Kamel told MEE: “As usual, Israel and its misleading media do not present the full facts, including the modifications to the treaty’s military annex. They consistently refuse to acknowledge Egypt as a partner in conflict resolution, preferring instead to portray it as part of the problem. This stance was evident during the Gaza crisis over the past year and a half.”
Sayed Ghoneim, a fellow at Egypt’s Military Academy for Advanced Studies and a former army general, also told MEE the terms of the treaty were widely misunderstood in Israel.
He said existing mechanisms allowed Egypt and Israel to adjust military arrangements without renegotiating the treaty, citing Egypt’s deployment of troops to the Rafah border area in 2021.
MEE contacted the Multinational Force and Observers (MFO), an international monitoring organisation for the Sinai created by the 1979 treaty, to ask whether it had recorded any recent Egyptian violations but had not received a response at the time of publication.
Absent ambassadors
Growing fears that Israel intends to expel Palestinians from Gaza into the Sinai, fuelled by US President Donald Trump’s proposal for the enclave’s population to be relocated, have sharpened tensions between Egypt and Israel.
Speaking on condition of anonymity, the senior Egyptian diplomat told MEE that relations were now worse than at any point since 7 October 2023.
He said Egypt had refused to respond to a request to accept the credentials of Israel’s proposed new ambassador, Uri Rothman, who was appointed last September.
Israeli diplomatic staff have mostly been withdrawn from Egypt and other Arab nations because of security concerns, with Israel maintaining only a minimal presence at its Cairo embassy.
Egypt also currently does not have an ambassador in Israel after it refrained from naming a successor to Khaled Azmi who quietly left the role about seven months ago.
But analysts suggest that other factors beyond the threatened expulsion of Gaza’s population may also be at play.
Assaf agreed that Israel’s main intention towards Egypt was to create a situation in which Gaza’s population could be forced into Egyptian territory.
But he said the situation also exposed differences of opinion and rivalries within Israeli political and security circles, as well as between Egypt and Qatar, which have both vied for influence as mediators in ceasefire negotiations between Israel and Hamas.
Israel’s military and security establishment had usually been responsible in handling relations with Egypt and Jordan based on the countries’ longstanding peace treaties, he said.
Assaf said the so-called ‘Qatargate’ scandal, in which a number of advisers in Israeli Prime Minister Benjamin Netanyahu’s office have been arrested as part of an investigation into their alleged ties with Qatari officials, raised further questions about whether the Israeli government was trying to sideline Egypt as a mediator.
Sisi’s ‘red line’
Ameer Makhoul, a Palestinian activist and writer based in Israel, said he believed Israel’s main goal was to create a situation in which Gaza’s population could be forced into Egyptian territory suddenly and rapidly under bombardment.
But he said Israel was also seeking to achieve other strategic goals, including the expansion of Ashdod port into Gaza as part of plans for a new global trade route linking Asia to Europe via the Arabian peninsula, and control of maritime gas fields off Gaza’s coast.
These plans also included proposals for a new canal rivalling the Suez from Deir al-Balah in Gaza to the Red Sea port of Eilat, which would also involve displacing Bedouin communities from the Negev, he said.
“All of this represents a geopolitical challenge to Egypt and a threat to its national security.
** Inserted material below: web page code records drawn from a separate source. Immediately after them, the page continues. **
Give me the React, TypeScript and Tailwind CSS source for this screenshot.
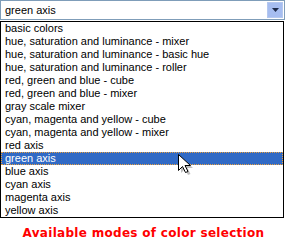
const modes = [
  "basic colors",
  "hue, saturation and luminance - mixer",
  "hue, saturation and luminance - basic hue",
  "hue, saturation and luminance - roller",
  "red, green and blue - cube",
  "red, green and blue - mixer",
  "gray scale mixer",
  "cyan, magenta and yellow - cube",
  "cyan, magenta and yellow - mixer",
  "red axis",
  "green axis",
  "blue axis",
  "cyan axis",
  "magenta axis",
  "yellow axis",
];

const selected = "green axis";

const Cursor = () => (
  <svg
    className="absolute left-[177px] top-[153px]"
    width="16"
    height="22"
    viewBox="0 0 16 22"
  >
    <path
      d="M2.5 2.5 L2.5 18.5 L6.5 14.5 L9.5 20.5 L12 19.5 L9 13.5 L14.5 13.5 Z"
      fill="rgba(0,0,0,0.25)"
      transform="translate(1.5 1.5)"
    />
    <path
      d="M1.5 1.5 L1.5 17.5 L5.5 13.5 L8.5 19.5 L11 18.5 L8 12.5 L13.5 12.5 Z"
      fill="white"
      stroke="black"
      strokeWidth="1"
      strokeLinejoin="miter"
    />
  </svg>
);

export default function App() {
  return (
    <div className="relative w-[287px] h-[247px] bg-white font-['Liberation_Sans',sans-serif] text-[11px] text-black">
      {/* combobox */}
      <div className="flex h-[20px] w-[285px] border border-[#7f9db9] bg-white">
        <div className="flex flex-1 items-center pl-[4px]">{selected}</div>
        <div className="m-[1px] flex w-[16px] items-center justify-center border border-[#b5c8ef] bg-[#a6bdf0]">
          <svg width="7" height="4" viewBox="0 0 7 4">
            <path d="M0 0 H7 L3.5 4 Z" fill="#1e2b4a" />
          </svg>
        </div>
      </div>

      {/* list */}
      <div className="mt-[1px] w-[284px] border border-black">
        {modes.map((m) => (
          <div
            key={m}
            className={
              m === selected
                ? "flex h-[13px] items-center border border-dotted border-[#e8a040] bg-[#316ac5] pl-[3px] text-white"
                : "flex h-[13px] items-center pl-[4px]"
            }
          >
            {m}
          </div>
        ))}
      </div>

      <div className="mt-[6px] text-center font-['DejaVu_Sans',sans-serif] text-[12px] font-bold tracking-[0.3px] text-[#ff0000]">
        Available modes of color selection
      </div>

      <Cursor />
    </div>
  );
}
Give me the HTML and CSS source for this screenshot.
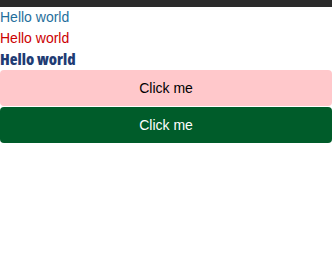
FILE: index.html
```html
<!DOCTYPE html>
<html lang="en">
<head>
  <meta charset="UTF-8">
  <meta name="viewport" content="width=device-width, initial-scale=1.0">
  <title>Hello world</title>
  <link rel="stylesheet" href="styles.css">
</head>
<body>
  <div class="topbar"></div>

  <div class="line blue">Hello world</div>
  <div class="line red">Hello world</div>
  <div class="line heavy">Hello world</div>

  <button class="btn btn-light">Click me</button>
  <button class="btn btn-dark">Click me</button>
</body>
</html>
```

FILE: styles.css
```css
body {
  margin: 0;
  font-family: "Liberation Sans", Arial, sans-serif;
  font-size: 14px;
  background-color: #fff;
}

.topbar {
  height: 7px;
  background-color: #2b2b2b;
}

.line {
  line-height: 21px;
}

.blue {
  color: #1f6f9c;
}

.red {
  color: #cc0000;
}

.heavy {
  font-family: "Open Sans", sans-serif;
  font-size: 16px;
  font-weight: 800;
  font-stretch: 80%;
  color: #1f3c74;
}

.btn {
  display: block;
  width: 100%;
  height: 36px;
  margin-bottom: 1px;
  border: none;
  border-radius: 4px;
  font-family: "Liberation Sans", Arial, sans-serif;
  font-size: 14px;
}

.btn-light {
  background-color: #ffc8cb;
  color: #000;
}

.btn-dark {
  background-color: #005c2a;
  color: #fff;
}
```
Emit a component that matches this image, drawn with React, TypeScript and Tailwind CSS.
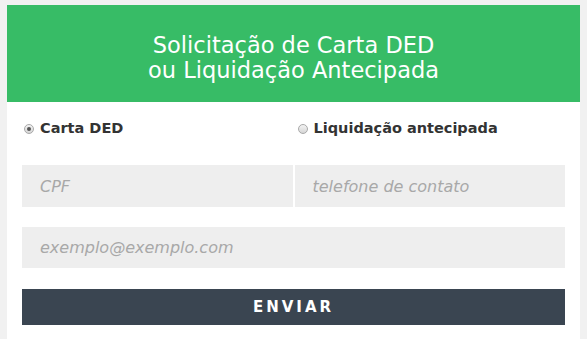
import React, { useState } from 'react';

const Radio: React.FC<{ checked: boolean }> = ({ checked }) => (
  <span className="w-[10px] h-[10px] rounded-full border border-[#a9a9a9] bg-gradient-to-b from-[#f3f3f3] to-[#d6d6d6] flex items-center justify-center shrink-0">
    {checked && <span className="w-[4px] h-[4px] rounded-full bg-[#555]" />}
  </span>
);

const App: React.FC = () => {
  const [tipo, setTipo] = useState<'carta' | 'liquidacao'>('carta');

  return (
    <div className="min-h-[339px] bg-[#f1f1f1] pl-[7px] pr-[7px] pt-[5px]" style={{ fontFamily: '"DejaVu Sans", sans-serif' }}>
      <div className="bg-white h-[334px]">
        <div className="bg-[#37bc66] h-[97px] flex items-center justify-center pt-[9px]">
          <h2 className="text-white text-[22.5px] leading-[25px] text-center">
            Solicitação de Carta DED<br />ou Liquidação Antecipada
          </h2>
        </div>
        <form className="px-[15px]" onSubmit={e => e.preventDefault()}>
          <div className="grid grid-cols-2 h-[52px] items-center pt-[1px]">
            <label className="flex items-center gap-[6px] pl-[2px] text-[14.5px] font-semibold text-[#333] cursor-pointer" onClick={() => setTipo('carta')}>
              <Radio checked={tipo === 'carta'} />
              Carta DED
            </label>
            <label className="flex items-center gap-[6px] pl-[4px] text-[14.5px] font-semibold text-[#333] cursor-pointer" onClick={() => setTipo('liquidacao')}>
              <Radio checked={tipo === 'liquidacao'} />
              Liquidação antecipada
            </label>
          </div>
          <div className="grid grid-cols-2 gap-[2px] mt-[11px]">
            <input placeholder="CPF" className="h-[42px] bg-[#eeeeee] px-[18px] text-[16px] italic placeholder-[#a8a8a8] outline-none" />
            <input placeholder="telefone de contato" className="h-[42px] bg-[#eeeeee] px-[18px] text-[16px] italic placeholder-[#a8a8a8] outline-none" />
          </div>
          <input placeholder="exemplo@exemplo.com" className="mt-[20px] w-full h-[41px] bg-[#eeeeee] px-[18px] text-[16px] italic placeholder-[#a8a8a8] outline-none" />
          <button type="submit" className="mt-[21px] w-full h-[36px] bg-[#3a4551] text-white text-[15px] font-bold tracking-[3px]">
            ENVIAR
          </button>
        </form>
      </div>
    </div>
  );
};

export default App;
This necessitates either straining relations from the Israeli side or subjugating Egypt,” he said.
Egypt and other Arab states have repeatedly rejected calls for Palestinians to be displaced from Gaza, with Egypt proposing an alternative Arab League-backed plan which imagines Gaza being redeveloped without its population being required to leave.
Egyptian President Abdel Fattah el-Sisi has described displacement as a “red line” that threatens Egypt’s national security.
Israel is once again waging a full-scale assault on Gaza, with the United Nations on Thursday saying that two-thirds of the territory is now under forced displacement orders or rendered “no-go zones” by Israeli forces, including the city of Rafah and most of southern Gaza.